The Psalterium, or Book of the Psalms, only concerns us here in so far as it was transcribed and used for liturgical purposes.
Psalterium. —The Psalterium, or Book of the Psalms, only concerns us here in so far as it was transcribed and used for liturgical purposes. As a manual of private devotion it has already been sufficiently discussed under Prayer-Books. In its liturgical use the Psalterium contained the bulk of the Divine Office. The other books associated with it were the Lectionary, the Antiphonary, and Responsoriale, and the Hymnary. The Psalterium contained primarily all the text of the Psalms, and it may be noted that for some centuries the Western Church used two different Latin versions, both due to St. Jerome. The earlier of these was a mere revision of the pre-existing Latin translation which closely followed the Septuagint. St. Jerome undertook this revision in 383 at the request of Pope Damasus, and the text thus corrected was retained in use at Rome for many centuries afterwards. In 392, however, when at Bethlehem, the saint set about the same task much more seriously with the aid of the Hexapla. He produced what was almost a new version, and this being circulated in Gaul, through a copy sent to Tours in the sixth century, became commonly known as the “Psalterium Gallicanum”, and in the end entirely supplanted the Roman. A precious manuscript at the Vatican (Regin. 11), of the sixth or seventh century, contains the “Psalterium Gallicanum” upon the left-hand page, and a version made from the Hebrew upon each page facing it. The Psalter proper is here followed, as nearly always in these liturgical books, by the principal canticles, e.g. the Canticle of the Three Children, the Canticle of Moses etc. and, what is not so general a feature, though sometimes found, by a collection of hymns or Hymnarium. These last were more commonly written in a book apart. The oldest Psalter of the British Museum, which comes from St. Augustine’s, Canterbury, and which was long supposed to have been one of the actual books brought by St. Augustine to England, also contained the Canticles with two or three hymns.

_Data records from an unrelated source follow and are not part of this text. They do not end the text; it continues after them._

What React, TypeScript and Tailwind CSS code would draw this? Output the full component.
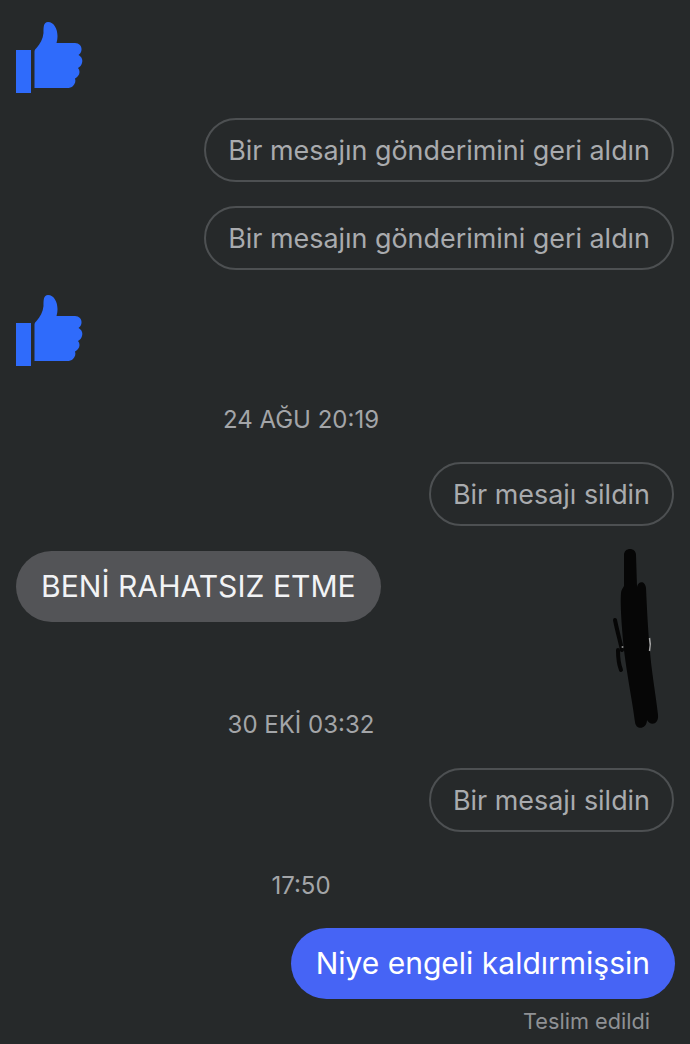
import React from 'react';

const ThumbIcon: React.FC = () => (
    <svg width="68" height="72" viewBox="0 0 68 72" className="block">
        <rect x="0" y="28" width="15" height="43" fill="#2f6bfb" />
        <path
            fill="#2f6bfb"
            d="M18.5 66 V29.5 C18.5 28 19.5 27 20.5 26 C24 22 27 17 27.5 11 C27.5 5 27.5 0 32 0 C38 0 41.5 7 41.5 14 C41.5 17 41 19 40.5 21 L59 21 C63 21 66 24 65.5 28 C65.3 30 64 32 62.5 33 C66 35 67 38 66 41 C65.5 43 64 45 62 46 C64 48 64 52 62 54 C61 55 60 56 59 56.5 C60 59 59 62 57 64 C55.5 65.5 53.5 66 51 66 Z"
        />
    </svg>
);

// marker strokes scrawled over the sender's avatar
const Scribble: React.FC = () => (
    <svg width="60" height="190" viewBox="0 0 60 190" className="absolute left-[610px] top-[545px]">
        <path
            fill="#060606"
            d="M14 10 C14 2 26 2 26 10 L27 42 C28 36 35 35 36 43 C37 65 38 85 39.5 100 C41 125 46 150 48 170 C49 180 40 181 37 175 C37 184 26 186 25 177 C23 160 17 130 14 105 C12 85 10 60 11 48 C11 45 13 43 14 41 Z"
        />
        <g fill="none" stroke="#060606" strokeLinecap="round">
            <path strokeWidth="4" d="M5 75 C7 85 10 96 12 105" />
            <path strokeWidth="4" d="M8 105 C8 113 9 120 11 125" />
        </g>
        <path d="M39.5 93 C40.5 97 40.5 102 39.5 106" fill="none" stroke="#a8a8a8" strokeWidth="1.5" />
        <circle cx="12.5" cy="102" r="1" fill="#8a8a8a" />
    </svg>
);

const UnsentPill: React.FC<{ text: string; className: string }> = ({ text, className }) => (
    <div className={`self-end mr-4 h-16 rounded-full border-2 border-[#4d5052] px-[22px] flex items-center text-[26.9px] text-[#a9abae] ${className}`}>
        {text}
    </div>
);

const TimeLabel: React.FC<{ text: string; className: string }> = ({ text, className }) => (
    <div className={`w-[602px] text-center text-[24px] leading-7 text-[#a3a5a8] ${className}`}>{text}</div>
);

const App: React.FC = () => {
    return (
        <div className="relative w-[690px] h-[1044px] overflow-hidden bg-[#26292a] font-['Inter',sans-serif] flex flex-col">
            <div className="ml-4 mt-[22px]">
                <ThumbIcon />
            </div>
            <UnsentPill text="Bir mesajın gönderimini geri aldın" className="mt-[24px]" />
            <UnsentPill text="Bir mesajın gönderimini geri aldın" className="mt-[24px]" />
            <div className="ml-4 mt-[25px]">
                <ThumbIcon />
            </div>
            <TimeLabel text="24 AĞU 20:19" className="mt-[39px]" />
            <UnsentPill text="Bir mesajı sildin" className="mt-[28px]" />
            <div className="ml-4 mt-[25px] self-start h-[71px] rounded-full bg-[#535457] px-[25px] flex items-center text-[30.1px] text-[#f2f3f5]">
                BENİ RAHATSIZ ETME
            </div>
            <TimeLabel text="30 EKİ 03:32" className="mt-[89px]" />
            <UnsentPill text="Bir mesajı sildin" className="mt-[29px]" />
            <TimeLabel text="17:50" className="mt-[40px]" />
            <div className="self-end mr-[15px] mt-[28px] h-[71px] rounded-full bg-[#4664f5] px-[25px] flex items-center text-[30px] text-white">
                Niye engeli kaldırmişsin
            </div>
            <div className="self-end mr-10 mt-2 text-[21.7px] leading-7 text-[#8f9194]">Teslim edildi</div>
            <Scribble />
        </div>
    );
};

export default App;
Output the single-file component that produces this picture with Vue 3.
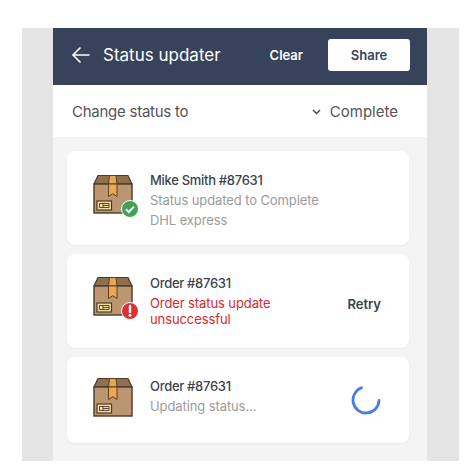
<template>
    <div class="page">
        <div class="frame">
            <div class="phone">
                <header class="topbar">
                    <svg class="back" width="20" height="18" viewBox="0 0 20 18" fill="none" stroke="#fff" stroke-width="1.6">
                        <path d="M18.5 9H2M9.5 1.5 2 9l7.5 7.5" />
                    </svg>
                    <span class="title">Status updater</span>
                    <span class="clear">Clear</span>
                    <button class="share">Share</button>
                </header>
                <div class="status-row">
                    <span class="label">Change status to</span>
                    <span class="select">
                        <svg width="9" height="6" viewBox="0 0 9 6" fill="none" stroke="#444" stroke-width="1.4">
                            <path d="M1 1l3.5 3.5L8 1" />
                        </svg>
                        Complete
                    </span>
                </div>
                <div class="list">
                    <div v-for="o in orders" :key="o.id" class="card" :class="o.kind">
                        <div class="icon">
                            <svg width="40" height="40" viewBox="0 0 40 40">
                                <path d="M1 10 5 1.500h30L39 10z" fill="#8f6f4c" stroke="#4a3a2c" stroke-width="1.200" stroke-linejoin="round" />
                                <rect x="1" y="10" width="38" height="29" fill="#bb9670" stroke="#4a3a2c" stroke-width="1.400" />
                                <path d="M16.500 1.500h6.500l1 8.500h-8.500z" fill="#e0a95a" stroke="#5c4020" stroke-width="1" />
                                <path d="M15.500 10H24v12.500l-4.200-2.800-4.300 2.800z" fill="#eda94f" stroke="#5c4020" stroke-width="1" />
                                <rect x="4" y="27" width="14.500" height="9" fill="#f0dca0" stroke="#4a3a2c" stroke-width="1.200" />
                                <path d="M6.500 29.500h9.500v4H6.500zM10 29.500v4M10 31.500h6" fill="none" stroke="#4a3a2c" stroke-width="0.900" />
                            </svg>
                            <svg v-if="o.kind === 'done'" class="badge" width="18" height="18" viewBox="0 0 18 18">
                                <circle cx="9" cy="9" r="8.500" fill="#43a055" stroke="#fff" stroke-width="1" />
                                <path d="M5 9.300l2.800 2.700L13 6.600" fill="none" stroke="#fff" stroke-width="2" />
                            </svg>
                            <svg v-if="o.kind === 'failed'" class="badge" width="18" height="18" viewBox="0 0 18 18">
                                <circle cx="9" cy="9" r="8.500" fill="#dc2f2f" stroke="#fff" stroke-width="1" />
                                <path d="M9 4v6" stroke="#fff" stroke-width="2.400" stroke-linecap="round" />
                                <circle cx="9" cy="13.300" r="1.400" fill="#fff" />
                            </svg>
                        </div>
                        <div class="text">
                            <div class="name">{{ o.name }}</div>
                            <div v-for="l in o.lines" :key="l" class="line">{{ l }}</div>
                        </div>
                        <span v-if="o.kind === 'failed'" class="retry">Retry</span>
                        <svg v-if="o.kind === 'pending'" class="spinner" width="30" height="30" viewBox="0 0 30 30" fill="none" stroke="#4a7de0" stroke-width="2.800" stroke-linecap="round">
                            <path d="M10.500 2.800A13 13 0 1 0 28 15.500" />
                        </svg>
                    </div>
                </div>
            </div>
        </div>
    </div>
</template>

<script setup>
const orders = [
    { id: 1, kind: "done", name: "Mike Smith #87631", lines: ["Status updated to Complete", "DHL express"] },
    { id: 2, kind: "failed", name: "Order #87631", lines: ["Order status update", "unsuccessful"] },
    { id: 3, kind: "pending", name: "Order #87631", lines: ["Updating status..."] },
]
</script>

<style>
html, body {
    background: #fff;
}
</style>

<style scoped>
.page {
    width: 474px;
    height: 467px;
    box-sizing: border-box;
    padding: 28px 15px 6px 22px;
    font-family: "Inter", "Liberation Sans", sans-serif;
    overflow: hidden;
}

.frame {
    height: 100%;
    background: #e4e4e4;
    padding: 0 32px 0 31px;
}

.phone {
    height: 100%;
    background: #f4f4f4;
}

.topbar {
    height: 57px;
    box-sizing: border-box;
    background: #36435a;
    display: flex;
    align-items: center;
    padding: 0 17px 3px 18px;
    color: #fff;
}

.back {
    margin-right: 12px;
}

.title {
    font-size: 17px;
    flex: 1;
}

.clear {
    font-size: 13px;
    font-weight: 600;
    margin-right: 25px;
}

.share {
    width: 82px;
    height: 32px;
    border: 0;
    border-radius: 3px;
    background: #fff;
    color: #36435a;
    font: 600 13px "Inter", sans-serif;
}

.status-row {
    height: 52px;
    background: #fff;
    display: flex;
    align-items: center;
    justify-content: space-between;
    padding: 0 29px 0 19px;
    font-size: 15px;
    color: #555;
}

.label {
    letter-spacing: -0.25px;
}

.select svg {
    margin: 0 5px 2px 0;
}

.list {
    display: flex;
    flex-direction: column;
    gap: 9px;
    padding: 14px 18px 0 14px;
}

.card {
    height: 94px;
    box-sizing: border-box;
    background: #fff;
    border-radius: 8px;
    box-shadow: 0 1px 2px rgba(0, 0, 0, 0.05);
    display: flex;
    align-items: center;
    padding: 0 28px 0 26px;
}

.card.pending {
    height: 86px;
}

.icon {
    position: relative;
    width: 40px;
    height: 40px;
    margin: 0 17px 8px 0;
}

.failed .icon {
    margin-bottom: 10px;
}

.pending .icon {
    margin-bottom: 7px;
}

.badge {
    position: absolute;
    right: -6px;
    bottom: -4px;
}

.text {
    flex: 1;
}

.done .text {
    padding-top: 4px;
}

.failed .text {
    padding-bottom: 2px;
}

.pending .text {
    padding-bottom: 8px;
}

.name {
    font-size: 13px;
    font-weight: 500;
    letter-spacing: -0.3px;
    color: #3d4250;
    line-height: 20px;
}

.line {
    font-size: 13px;
    letter-spacing: -0.1px;
    color: #9b9b9b;
    line-height: 20px;
}

.failed .name {
    margin-bottom: 2px;
}

.failed .line {
    color: #d9282f;
    line-height: 16px;
}

.retry {
    font-size: 13px;
    font-weight: 600;
    color: #3d4250;
    margin-top: 6px;
}
</style>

In other similar books we find the Gloria, Credo, Quicunque vult, and the Litany of the Saints; at the beginning usually stands a calendar. Many of the more ancient psalteria which survive, as for example the “Psalterium Aureum”, of St. Gall and the “Utrecht Psalter”, both of them probably of the ninth century, are very richly illuminated or illustrated—a fact which has probably had much to do with their preservation. A certain tradition tended to establish itself at an early date with regard to the subjects and position of these embellishments. In particular the custom spread widely of dividing the whole Psalter into three parts containing fifty psalms each. Hence the first psalm, the fifty-first psalm, and the hundred and first psalm are usually introduced by a full-page miniature or by a richly-illuminated initial letter. Thus also in penitential codes and monastic documents of both England and Ireland during the early Middle Ages, it is common to find allusions to the recitation of “two fifties” or “three fifties”, meaning two or three of the divisions of the Psalter. With regard to the Divine Office the recitation of the Psalms was in primitive times so arranged that the whole Psalter was gone through in the course of the Sunday and ferial Office each week. In many psalteria marginal notes indicated which psalms belonged to each day and hour. Less commonly the psalms were not arranged in their numerical order, but, as in a modern Breviary, according to the order of their occurrence in the ferial Office. Both these classes of books were called psalteria feriata. In medieval cathedral chapters it was common to assign two or three psalms to each prebend for daily recitation, the psalms being so distributed that the bishop and canons got through the whole Psalterium between them. The repetition of the entire Psalter was, as many necrologies and monastic custumals show, a favorite form of suffrage for the dead.